Fortunately, we can do better than anecdote. Unique research prepared for Bisnow by specialist data firm Income Analytics can help clarify the risks run by landlords. Using sophisticated algorithms and a mass of unfiltered data, its 'quant' approach offers a degree of clarity.
Bisnow asked Income Analytics to look at a group of 30 retailers who had already faced trading difficulties, or where expectations were impaired, to assess the problems they might face as a result of the current issues in retail and leisure supply chains.
The answer came back that default risks, thanks to the supply chain crisis, are real and serious for some landlords who rely on at-risk tenants. However, they are not yet a very widespread danger.
The graphs above show the relative risk of rental default for each retailer based on a high-level analysis of their performance. Data has been anonymised but an indication of their retail sub-sector (apparel, grocery) remains. In the first chart, the higher the score the less likely they are to default: 100 is near certainty they are safe, and anything below 45 indicates a balanced risk they might default.

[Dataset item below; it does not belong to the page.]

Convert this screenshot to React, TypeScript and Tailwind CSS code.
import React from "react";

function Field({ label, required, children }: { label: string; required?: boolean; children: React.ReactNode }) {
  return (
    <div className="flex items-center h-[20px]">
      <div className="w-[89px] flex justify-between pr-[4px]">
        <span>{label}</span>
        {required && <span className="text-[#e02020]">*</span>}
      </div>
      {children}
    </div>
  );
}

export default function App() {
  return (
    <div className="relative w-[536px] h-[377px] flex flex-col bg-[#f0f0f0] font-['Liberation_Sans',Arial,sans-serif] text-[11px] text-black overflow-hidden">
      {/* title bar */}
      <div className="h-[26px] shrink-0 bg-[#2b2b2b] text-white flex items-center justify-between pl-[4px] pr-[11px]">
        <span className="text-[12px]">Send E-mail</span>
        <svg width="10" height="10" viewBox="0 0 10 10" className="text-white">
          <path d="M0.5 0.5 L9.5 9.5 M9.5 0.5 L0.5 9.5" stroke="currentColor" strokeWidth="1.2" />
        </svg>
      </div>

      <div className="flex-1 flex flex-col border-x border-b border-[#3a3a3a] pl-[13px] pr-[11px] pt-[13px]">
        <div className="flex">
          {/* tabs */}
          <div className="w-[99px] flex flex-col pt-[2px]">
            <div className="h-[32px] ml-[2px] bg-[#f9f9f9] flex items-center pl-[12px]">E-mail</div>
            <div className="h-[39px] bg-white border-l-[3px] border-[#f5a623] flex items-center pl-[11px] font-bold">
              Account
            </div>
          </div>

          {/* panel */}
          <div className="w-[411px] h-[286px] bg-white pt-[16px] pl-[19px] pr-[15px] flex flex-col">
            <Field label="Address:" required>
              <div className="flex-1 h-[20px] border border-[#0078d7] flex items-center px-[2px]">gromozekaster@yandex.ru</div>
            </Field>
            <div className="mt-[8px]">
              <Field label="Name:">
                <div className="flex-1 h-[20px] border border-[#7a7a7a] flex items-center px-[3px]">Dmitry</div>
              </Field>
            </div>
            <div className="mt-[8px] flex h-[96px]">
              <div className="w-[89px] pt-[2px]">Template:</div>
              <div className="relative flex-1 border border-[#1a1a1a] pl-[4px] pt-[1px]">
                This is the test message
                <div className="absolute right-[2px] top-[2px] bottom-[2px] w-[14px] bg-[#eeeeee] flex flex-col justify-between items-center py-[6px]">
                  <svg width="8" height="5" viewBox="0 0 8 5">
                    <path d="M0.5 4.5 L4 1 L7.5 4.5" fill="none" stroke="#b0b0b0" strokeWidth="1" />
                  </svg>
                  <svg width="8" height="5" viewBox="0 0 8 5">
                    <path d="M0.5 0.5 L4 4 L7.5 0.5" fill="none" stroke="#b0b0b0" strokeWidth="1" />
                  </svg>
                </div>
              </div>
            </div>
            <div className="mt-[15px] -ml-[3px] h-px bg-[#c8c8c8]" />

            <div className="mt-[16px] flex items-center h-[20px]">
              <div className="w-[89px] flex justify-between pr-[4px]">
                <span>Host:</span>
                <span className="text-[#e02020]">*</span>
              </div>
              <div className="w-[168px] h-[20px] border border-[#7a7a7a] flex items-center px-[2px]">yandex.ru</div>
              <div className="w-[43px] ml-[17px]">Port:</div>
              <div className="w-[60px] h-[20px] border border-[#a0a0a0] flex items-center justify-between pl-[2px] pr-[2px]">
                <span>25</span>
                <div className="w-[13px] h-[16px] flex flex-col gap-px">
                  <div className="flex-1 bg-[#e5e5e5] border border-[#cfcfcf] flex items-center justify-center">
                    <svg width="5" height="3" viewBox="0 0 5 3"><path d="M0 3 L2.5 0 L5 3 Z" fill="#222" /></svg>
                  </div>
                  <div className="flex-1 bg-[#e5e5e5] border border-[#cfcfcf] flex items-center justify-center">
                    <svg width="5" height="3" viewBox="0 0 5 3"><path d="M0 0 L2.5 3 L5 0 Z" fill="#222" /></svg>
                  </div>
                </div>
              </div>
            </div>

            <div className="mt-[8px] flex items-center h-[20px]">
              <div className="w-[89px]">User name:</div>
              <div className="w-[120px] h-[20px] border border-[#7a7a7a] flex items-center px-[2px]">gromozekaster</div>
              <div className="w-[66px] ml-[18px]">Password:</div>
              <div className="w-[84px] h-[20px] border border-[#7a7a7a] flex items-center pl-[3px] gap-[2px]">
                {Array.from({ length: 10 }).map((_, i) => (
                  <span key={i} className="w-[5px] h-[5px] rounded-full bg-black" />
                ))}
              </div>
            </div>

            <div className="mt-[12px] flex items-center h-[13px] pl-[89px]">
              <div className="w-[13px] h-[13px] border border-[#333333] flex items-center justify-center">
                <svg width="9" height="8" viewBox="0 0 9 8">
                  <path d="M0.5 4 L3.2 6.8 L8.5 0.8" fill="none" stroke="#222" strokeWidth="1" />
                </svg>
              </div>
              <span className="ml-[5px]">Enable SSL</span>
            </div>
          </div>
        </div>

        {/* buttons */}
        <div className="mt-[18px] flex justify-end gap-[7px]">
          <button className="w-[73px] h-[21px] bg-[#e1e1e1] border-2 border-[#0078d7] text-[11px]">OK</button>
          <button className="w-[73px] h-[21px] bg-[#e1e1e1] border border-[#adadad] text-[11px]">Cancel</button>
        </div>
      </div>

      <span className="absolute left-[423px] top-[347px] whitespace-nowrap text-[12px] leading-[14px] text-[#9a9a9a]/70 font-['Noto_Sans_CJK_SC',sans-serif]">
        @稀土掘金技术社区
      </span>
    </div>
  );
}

The second chart measures change over 24 months so that the lower the scores mean a more radical change in the wrong direction. As a glance shows, some retailers are on a sharp downward path and are almost certain to default, with or without additional supply chain disruption.
“With the exception of a few outliers, most retailers are in quite a strong position to withstand shocks to their supply chain,” Income Analytics founder Matthew Hopkinson told Bisnow. “But you can see a distinct decline in the fortunes of some apparel retailers, these are the most challenged, and the most dependent on bricks-and-mortar retail rather than online.

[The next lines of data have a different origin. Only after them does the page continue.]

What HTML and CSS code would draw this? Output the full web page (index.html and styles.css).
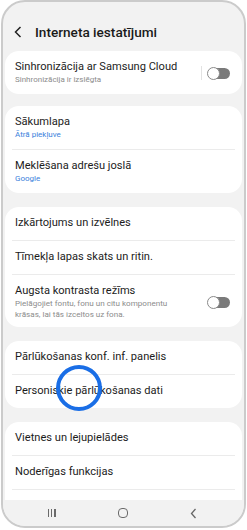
FILE: index.html
```html
<!DOCTYPE html>
<html lang="lv">
<head>
<meta charset="utf-8">
<link rel="stylesheet" href="styles.css">
</head>
<body>
<div class="phone">
  <div class="content">
    <div class="header">
      <svg class="back" width="8" height="12" viewBox="0 0 8 12"><polyline points="6.5,1 1.5,6 6.5,11" fill="none" stroke="#222" stroke-width="1.5"/></svg>
      <span class="htitle">Interneta iestatījumi</span>
    </div>

    <div class="card">
      <div class="row two">
        <div class="txt">
          <div class="title">Sinhronizācija ar Samsung Cloud</div>
          <div class="sub">Sinhronizācija ir izslēgta</div>
        </div>
        <div class="vdiv"></div>
        <div class="toggle"><span class="thumb"></span></div>
      </div>
    </div>

    <div class="card">
      <div class="row two">
        <div class="txt">
          <div class="title">Sākumlapa</div>
          <div class="sub blue">Ātrā piekļuve</div>
        </div>
      </div>
      <div class="row two">
        <div class="txt">
          <div class="title">Meklēšana adrešu joslā</div>
          <div class="sub blue">Google</div>
        </div>
      </div>
    </div>

    <div class="card">
      <div class="row one"><div class="title">Izkārtojums un izvēlnes</div></div>
      <div class="row one"><div class="title">Tīmekļa lapas skats un ritin.</div></div>
      <div class="row multi">
        <div class="txt">
          <div class="title">Augsta kontrasta režīms</div>
          <div class="sub ml">Pielāgojiet fontu, fonu un citu komponentu krāsas, lai tās izceltos uz fona.</div>
        </div>
        <div class="toggle"><span class="thumb"></span></div>
      </div>
    </div>

    <div class="card">
      <div class="row one"><div class="title">Pārlūkošanas konf. inf. panelis</div></div>
      <div class="row one"><div class="title">Personiskie pārlūkošanas dati</div></div>
    </div>

    <div class="card">
      <div class="row one"><div class="title">Vietnes un lejupielādes</div></div>
      <div class="row one"><div class="title">Noderīgas funkcijas</div></div>
      <div class="row one"><div class="title">Laba</div></div>
    </div>
  </div>

  <div class="nav">
    <span class="recent"><i></i><i></i><i></i></span>
    <span class="home"></span>
    <svg class="navback" width="7" height="11" viewBox="0 0 7 11"><polyline points="5.5,1 1.5,5.5 5.5,10" fill="none" stroke="#666" stroke-width="1.3"/></svg>
  </div>

  <div class="ring"></div>
</div>
</body>
</html>
```

FILE: styles.css
```css
* { box-sizing: border-box; }
html, body { margin: 0; padding: 0; background: #fff; }
body { font-family: Roboto, "Noto Sans", Arial, sans-serif; color: #1c1c1c; }

.phone {
  position: relative;
  margin-left: 1px;
  width: 245px;
  height: 528px;
  border: 2px solid #cbcbcb;
  border-radius: 24px;
  background: #f2f2f2;
  overflow: hidden;
  display: flex;
  flex-direction: column;
}

.content {
  flex: 1;
  overflow: hidden;
  padding: 0 2px;
}

.header {
  height: 49px;
  padding: 19px 0 0 9px;
  display: flex;
  align-items: flex-start;
}
.back { margin-top: 5px; flex: none; }
.htitle {
  margin-left: 13px;
  font-size: 13.6px;
  line-height: 22px;
  font-weight: 500;
  color: #1a1a1a;
}

.card {
  background: #fff;
  border-radius: 14px;
  margin-bottom: 14px;
  overflow: hidden;
}
.card:nth-child(2) { margin-bottom: 12px; }

.row {
  margin: 0 7px;
  padding: 0 3px;
  display: flex;
  align-items: center;
}
.row + .row { border-top: 1px solid #ebebeb; }
.row.two { padding-top: 9px; padding-bottom: 8px; }
.row.one { padding-top: 9px; padding-bottom: 10px; }
.row.multi { padding-top: 9px; padding-bottom: 7px; }

.txt { flex: 1; min-width: 0; }
.title {
  font-size: 11.1px;
  line-height: 14px;
  color: #1c1c1c;
  white-space: nowrap;
}
.sub {
  font-size: 8px;
  line-height: 12px;
  color: #8c8c8c;
}
.sub.blue { color: #3b7fdc; }
.sub.ml { line-height: 11px; max-width: 172px; font-size: 8.1px; }

.vdiv {
  width: 1px;
  height: 14px;
  background: #e2e2e2;
  margin-right: 6px;
}
.toggle {
  position: relative;
  width: 22px;
  height: 11px;
  border-radius: 6px;
  background: #7a7a7a;
  margin-right: 2px;
  flex: none;
}
.thumb {
  position: absolute;
  left: -1px;
  top: -1px;
  width: 13px;
  height: 13px;
  border-radius: 50%;
  background: #fff;
  border: 1.3px solid #8a8a8a;
}

.nav {
  height: 26px;
  flex: none;
  background: #f2f2f2;
  display: flex;
  align-items: center;
  justify-content: space-between;
  padding: 0 47px 0 45px;
}
.recent { display: flex; gap: 2px; height: 8px; }
.recent i { display: block; width: 1.2px; height: 8px; background: #6a6a6a; }
.home {
  width: 10px;
  height: 10px;
  border: 1.3px solid #6a6a6a;
  border-radius: 4px;
}

.ring {
  position: absolute;
  left: 53px;
  top: 363px;
  width: 46px;
  height: 46px;
  border: 4px solid #1a6ee6;
  border-radius: 50%;
}
```
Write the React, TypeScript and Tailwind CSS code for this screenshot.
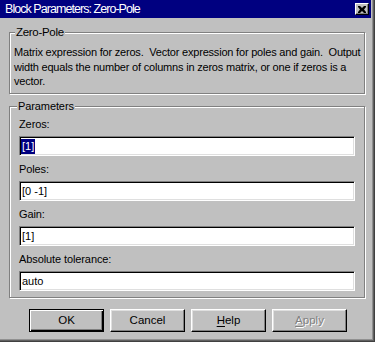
import React from "react";

function Field({ label, value, selected }: { label: string; value: string; selected?: boolean }) {
  return (
    <div className="flex flex-col">
      <div className="h-[14px] leading-[14px] tracking-[-0.1px]">{label}</div>
      <div className="mt-[5px] h-[20px] w-[336px] flex items-center bg-white border border-t-[#808080] border-l-[#808080] border-r-white border-b-white shadow-[inset_1px_1px_0_#000,inset_-1px_-1px_0_#dfdfdf] pl-[1px]">
        {selected ? (
          <span className="px-[1px] h-[15px] leading-[15px] bg-[#000080] text-white">{value}</span>
        ) : (
          <span className="pl-[1px] leading-[15px]">{value}</span>
        )}
      </div>
    </div>
  );
}

function Btn({ children, def, disabled }: { children: React.ReactNode; def?: boolean; disabled?: boolean }) {
  const base = "w-[75px] h-[23px] flex items-center justify-center bg-[#c0c0c0] text-[11.5px]";
  const frame = def
    ? "border border-black shadow-[inset_1px_1px_0_#fff,inset_-1px_-1px_0_#000,inset_-2px_-2px_0_#808080]"
    : "border border-t-white border-l-white border-r-black border-b-black shadow-[inset_-1px_-1px_0_#808080,inset_1px_1px_0_#dfdfdf]";
  return (
    <div className={`${base} ${frame} ${disabled ? "text-[#808080] [text-shadow:1px_1px_0_#fff]" : "text-black"}`}>
      {children}
    </div>
  );
}

export default function App() {
  return (
    <div className="relative w-[375px] h-[342px] overflow-hidden bg-[#c0c0c0] font-['Liberation_Sans',Arial,sans-serif] text-[11px] text-black shadow-[inset_-1px_-1px_0_#404040,inset_-2px_-2px_0_#606060,inset_-3px_-3px_0_#909090]">
      {/* Title bar */}
      <div className="flex items-center h-[18px] w-[371px] bg-[#000080] pl-[5px] pr-[2px]">
        <span className="flex-1 text-white text-[12.5px] tracking-[-0.95px] leading-none pt-[1px]">Block Parameters: Zero-Pole</span>
        <div className="w-[14px] h-[12px] flex items-center justify-center bg-[#c0c0c0] border border-t-white border-l-white border-r-black border-b-black shadow-[inset_-1px_-1px_0_#808080]">
          <svg width="8" height="7" viewBox="0 0 8 7">
            <path d="M0 0h2l2 2 2-2h2v1L6 3.5 8 6v1H6L4 5 2 7H0V6l2-2.5L0 1z" fill="#000" />
          </svg>
        </div>
      </div>

      {/* Zero-Pole group */}
      <div className="relative ml-[9px] mt-[14px] w-[356px] h-[62px] border border-[#808080] shadow-[inset_1px_1px_0_#fff,1px_1px_0_#fff]">
        <span className="absolute left-[5px] top-[-8px] px-[1px] bg-[#c0c0c0] leading-[14px] text-[11.5px] tracking-[-0.3px]">Zero-Pole</span>
        <div className="pl-[4px] pt-[12px] leading-[14.5px] tracking-[-0.2px] whitespace-pre">
          <div>Matrix expression for zeros.  Vector expression for poles and gain.  Output</div>
          <div>width equals the number of columns in zeros matrix, or one if zeros is a</div>
          <div>vector.</div>
        </div>
      </div>

      {/* Parameters group */}
      <div className="relative ml-[9px] mt-[12px] w-[356px] h-[192px] border border-[#808080] shadow-[inset_1px_1px_0_#fff,1px_1px_0_#fff]">
        <span className="absolute left-[7px] top-[-8px] px-[1px] bg-[#c0c0c0] leading-[14px] tracking-[-0.1px]">Parameters</span>
        <div className="flex flex-col gap-[6px] pl-[9px] pt-[10px]">
          <Field label="Zeros:" value="[1]" selected />
          <Field label="Poles:" value="[0 -1]" />
          <Field label="Gain:" value="[1]" />
          <Field label="Absolute tolerance:" value="auto" />
        </div>
      </div>

      {/* Buttons */}
      <div className="flex gap-[6px] ml-[29px] mt-[11px]">
        <Btn def>OK</Btn>
        <Btn>Cancel</Btn>
        <Btn>
          <span>
            <span className="underline underline-offset-2">H</span>elp
          </span>
        </Btn>
        <Btn disabled>
          <span>
            <span className="underline underline-offset-2">A</span>pply
          </span>
        </Btn>
      </div>
    </div>
  );
}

“The second chart shows that the perception that retail is doom and gloom for everything is not right. Yes, there are a few bad eggs and a few outliers driving the perception.”
Hopkinson’s conclusion is that, of the firms analysed for Bisnow, the apparel sector remains at the greatest risk if supply chains remain fragile.
“It depends how long their supply chains are. In apparel it could be China, or it could be Turkey or Spain — and the longer it is, the more issues it raises. There’s also potential for trouble in the relationships with manufacturers, some of whom will themselves have viability problems,” he said.
Does the Income Analytics data suggest that the supply chain crisis could be the straw that breaks many retailers’ backs? For those already weakened, yes, Hopkinson said.
“Increased costs, reduced sales — it is easy to see some businesses will not perform as well. We’ve seen so often how retailers bounce in and out of CVAs (protective administration), then they bleed and bump along until eventually that’s it. Look at our scoring, there are a couple there scoring below 10, that’s pretty low, they clearly have major issues and the supply chain crisis could be the infection that finally kills off a weakened business.
“But if they go, the collapse will have been a long time in the making. The supply chain crisis was just the coup de grace. Some businesses went into this sick, and you can’t run a marathon with flu,” Hopkinson said.
In this sample there were four out of 30 businesses that fell into this category. The data has been anonymised, but it is fair to say that these are not inconsequential retailers. Landlords will notice if they fail this winter. The supply chain crisis will claim victims and by January — the traditional season for retail crisis — we will know who they are.